Thursday 3 January 2013

"we were all the more vividly transported into the past"

Kitchen utensils found in Pompeii
From The Wonders of Pompeii available
on The Project Gutenberg
On site, buildings on their own look empty and it is difficult to imagine them as lived spaces. In museums, objects on their own are abstractions, not entirely comprehensible. But when they are connected (and connected with their context) they offer a much more valuable experience to the visitor. 
Unfortunately, putting them together (creating a link between the city and the artefacts) requires a big effort of visual imagination, especially considering how little information is available both on site and in museums to help the user.

When I went to the Museum of Naples for the first time, one of the museum staff members claimed that the ideal user experience should be: going to Pompeii, then visiting the museum of Naples and last going to Pompeii again. 
It is exactly what I did for my research: I went to Pompeii, to Naples and again to Pompeii in a few weeks time. Actually, the experience was so exciting I decided to spend my next 4 years studying it! However, how many tourists and visitors are likely to do something similar? Very few indeed. This is why I think digital unification and virtual museums are successful approaches to deal with a problem that can only be solved in the digital space.

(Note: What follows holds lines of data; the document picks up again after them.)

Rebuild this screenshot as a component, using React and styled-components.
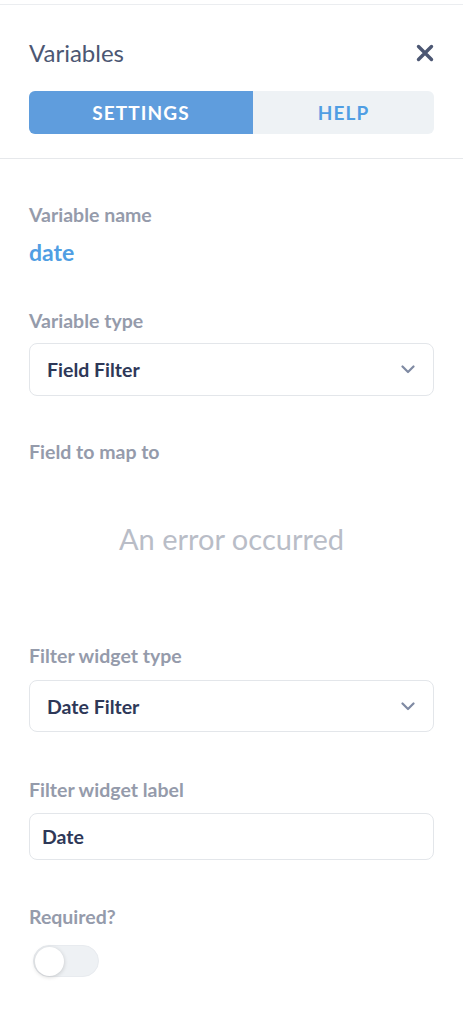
import React from "react";
import styled, { createGlobalStyle } from "styled-components";

const GlobalStyle = createGlobalStyle`
  html, body {
    margin: 0;
    padding: 0;
    background: #ffffff;
    font-family: Lato, "Open Sans", sans-serif;
    -webkit-font-smoothing: antialiased;
  }
`;

const Panel = styled.div`
  margin-top: 4px;
  border-top: 1px solid #ebedf0;
  background: #fff;
  height: 1019px;
  overflow: hidden;
`;

const Header = styled.div`
  padding: 35px 29px 24px 29px;
  border-bottom: 1px solid #e6e8eb;
`;

const TitleRow = styled.div`
  display: flex;
  align-items: center;
  justify-content: space-between;
  height: 26px;
`;

const Title = styled.h2`
  margin: 0;
  font-size: 24px;
  line-height: 26px;
  font-weight: 400;
  color: #4c5773;
`;

const CloseButton = styled.button`
  border: none;
  background: none;
  padding: 0;
  display: flex;
  cursor: pointer;
  color: #4c5773;
`;

const Tabs = styled.div`
  display: flex;
  margin-top: 25px;
  height: 43px;
  border-radius: 6px;
  overflow: hidden;
  background: #eef2f5;
`;

const Tab = styled.div`
  flex: ${(p) => (p.$active ? "0 0 224px" : "1")};
  display: flex;
  align-items: center;
  justify-content: center;
  font-size: 19px;
  font-weight: 700;
  letter-spacing: 1.1px;
  text-transform: uppercase;
  background: ${(p) => (p.$active ? "#5f9ddd" : "transparent")};
  color: ${(p) => (p.$active ? "#ffffff" : "#509ee3")};
`;

const Body = styled.div`
  padding: 45px 29px 0 29px;
  display: flex;
  flex-direction: column;
  gap: 45px;
`;

const Field = styled.div`
  display: flex;
  flex-direction: column;
  margin-top: ${(p) => p.$extra || 0}px;
`;

const Label = styled.div`
  font-size: 19.5px;
  line-height: 22px;
  font-weight: 700;
  color: #959bab;
  margin-bottom: ${(p) => p.$gap ?? 11}px;
`;

const VarName = styled.div`
  font-size: 23px;
  line-height: 26px;
  font-weight: 700;
  color: #509ee3;
`;

const Select = styled.div`
  height: ${(p) => p.$h || 53}px;
  box-sizing: border-box;
  border: 1px solid #e3e6ea;
  border-radius: 8px;
  display: flex;
  align-items: center;
  justify-content: space-between;
  padding: 0 18px 0 17px;
  font-size: 19.5px;
  font-weight: 700;
  color: #2e3858;
`;

const Input = styled.div`
  height: 47px;
  box-sizing: border-box;
  border: 1px solid #e3e6ea;
  border-radius: 8px;
  display: flex;
  align-items: center;
  padding: 0 12px;
  font-size: 19.5px;
  font-weight: 700;
  color: #2e3858;
`;

const ErrorBox = styled.div`
  padding: 60px 0 45px 0;
  text-align: center;
  font-size: 29px;
  line-height: 32px;
  font-weight: 400;
  color: #b9bdc7;
`;

const Toggle = styled.div`
  width: 66px;
  height: 32px;
  margin-left: 4px;
  border-radius: 16px;
  background: #eef1f4;
  border: 1px solid #e8ebef;
  box-sizing: border-box;
  display: flex;
  align-items: center;
  padding-left: 1px;
`;

const Knob = styled.div`
  width: 29px;
  height: 29px;
  border-radius: 50%;
  background: #ffffff;
  box-shadow: 0 1px 4px rgba(0, 0, 0, 0.18);
`;

const Chevron = () => (
  <svg width="14" height="9" viewBox="0 0 14 9" fill="none">
    <path
      d="M1.5 1.5 L7 7 L12.5 1.5"
      stroke="#7f8aa3"
      strokeWidth="2.2"
      strokeLinecap="round"
      strokeLinejoin="round"
    />
  </svg>
);

const CloseIcon = () => (
  <svg width="18" height="18" viewBox="0 0 18 18" fill="none">
    <path
      d="M2.5 2.5 L15.5 15.5 M15.5 2.5 L2.5 15.5"
      stroke="#4c5773"
      strokeWidth="3.4"
      strokeLinecap="round"
    />
  </svg>
);

export default function App() {
  return (
    <>
      <GlobalStyle />
      <Panel>
        <Header>
          <TitleRow>
            <Title>Variables</Title>
            <CloseButton>
              <CloseIcon />
            </CloseButton>
          </TitleRow>
          <Tabs>
            <Tab $active>Settings</Tab>
            <Tab>Help</Tab>
          </Tabs>
        </Header>
        <Body>
          <Field>
            <Label $gap={13}>Variable name</Label>
            <VarName>date</VarName>
          </Field>
          <Field>
            <Label>Variable type</Label>
            <Select>
              Field Filter
              <Chevron />
            </Select>
          </Field>
          <Field>
            <Label $gap={0}>Field to map to</Label>
            <ErrorBox>An error occurred</ErrorBox>
          </Field>
          <Field>
            <Label $gap={13}>Filter widget type</Label>
            <Select $h={52}>
              Date Filter
              <Chevron />
            </Select>
          </Field>
          <Field $extra={2}>
            <Label $gap={12}>Filter widget label</Label>
            <Input>Date</Input>
          </Field>
          <Field $extra={1}>
            <Label $gap={17}>Required?</Label>
            <Toggle>
              <Knob />
            </Toggle>
          </Field>
        </Body>
      </Panel>
    </>
  );
}
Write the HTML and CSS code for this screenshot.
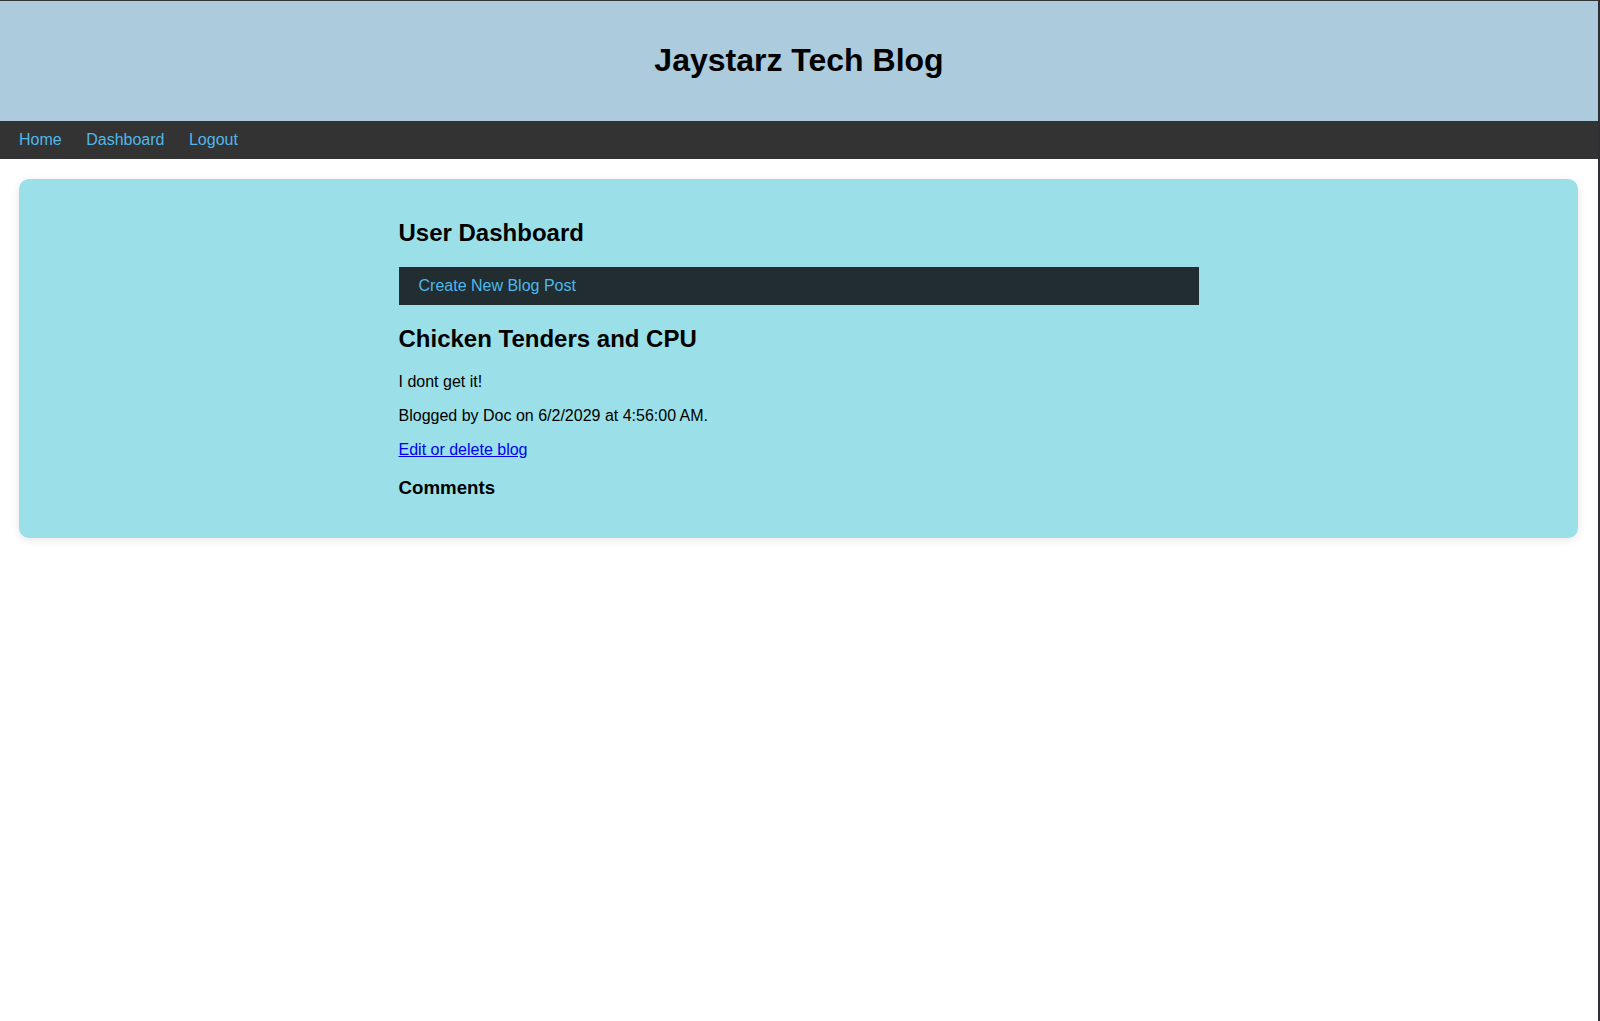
FILE: index.html
```html
<!DOCTYPE html>
<html lang="en">
<head>
<meta charset="utf-8">
<title>Jaystarz Tech Blog</title>
<link rel="stylesheet" href="styles.css">
</head>
<body>
<div class="frame">
  <header class="site-header">
    <h1 class="site-title">Jaystarz Tech Blog</h1>
  </header>
  <nav class="site-nav">
    <a href="#" class="nav-link">Home</a>
    <a href="#" class="nav-link">Dashboard</a>
    <a href="#" class="nav-link">Logout</a>
  </nav>
  <main class="card">
    <div class="content">
      <h2 class="heading">User Dashboard</h2>
      <a href="#" class="create-bar">Create New Blog Post</a>
      <h2 class="heading">Chicken Tenders and CPU</h2>
      <p class="text">I dont get it!</p>
      <p class="text">Blogged by Doc on 6/2/2029 at 4:56:00 AM.</p>
      <p class="text"><a href="#" class="edit-link">Edit or delete blog</a></p>
      <h3 class="subheading">Comments</h3>
    </div>
  </main>
</div>
</body>
</html>
```
FILE: styles.css
```css
html, body {
  margin: 0;
  padding: 0;
  background: #ffffff;
}

body {
  font-family: "Liberation Sans", Arial, sans-serif;
  color: #000000;
}

.frame {
  box-sizing: border-box;
  min-height: 1021px;
  border-top: 1px solid #333333;
  border-right: 2px solid #2c3034;
  overflow: hidden;
}

.site-header {
  background: #accbdc;
  height: 120px;
  box-sizing: border-box;
  padding-top: 41px;
  text-align: center;
}

.site-title {
  margin: 0;
  font-size: 32px;
  font-weight: bold;
  line-height: 36.8px;
}

.site-nav {
  background: #333333;
  height: 38px;
  box-sizing: border-box;
  padding: 9.5px 19px 0;
  display: flex;
  gap: 24.5px;
}

.nav-link {
  color: #4fb8ea;
  text-decoration: none;
  font-size: 16px;
  line-height: 18.4px;
}

.card {
  display: block;
  margin: 20px 20px 0 19px;
  padding: 20px;
  background: #9be0e8;
  border-radius: 10px;
  box-shadow: 0 2px 8px rgba(0, 0, 0, 0.1);
}

.content {
  width: 800px;
  margin: 0 auto;
}

.heading {
  font-size: 24px;
  font-weight: bold;
  margin: 20px 0 20px;
  line-height: 27.6px;
}

.create-bar {
  display: block;
  background: #212d30;
  color: #4fb8ea;
  text-decoration: none;
  font-size: 16px;
  line-height: 18.4px;
  padding: 10px 20px 10px;
}

.text {
  font-size: 16px;
  line-height: 18.4px;
  margin: 16px 0;
}

.edit-link {
  color: #0000ee;
  text-decoration: underline;
}

.subheading {
  font-size: 18.72px;
  font-weight: bold;
  line-height: 21.5px;
  margin: 17px 0 20px;
}
```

As a support for my thesis, I’m borrowing the words of writers much better than me to describe on the one hand the frustration of the tourist in Pompeii and on the other hand how much the experience of the artefacts can enrich the perception of the buildings (and viceversa). 

Pompeii, the Small Theatre
From The Wonders of Pompeii available
on The Project Gutenberg
I might tell you of a pretty picture on a rich mosaic in such-and-such room. You would go thither to look for it and not find it. The museum at Naples has it, and if it be not there it is nowhere. Time, the atmosphere, and the sunlight have destroyed it. Therefore those who make out an inventory of these houses for you are preparing your bitter disappointments. The only way to get an idea of Pompeian art is not to examine all these monuments separately, but to group them in one’s mind, and then to pay the museum an attentive visit.”

The Wonders of Pompeii, Monnier, 1867

we were all the more vividly transported into the past, when all these objects were part and parcel of their owner’s life. They quite changed my picture of Pompeii. In my mind’s eye its homes now looked both more cramped and more spatious - more cramped because I now saw them crowded with objects, and more spacious because these objects were not made merely for use but were decorated with such art and grace that they enlarged and refreshed the mind in a way that the physical space of even the largest room cannot do.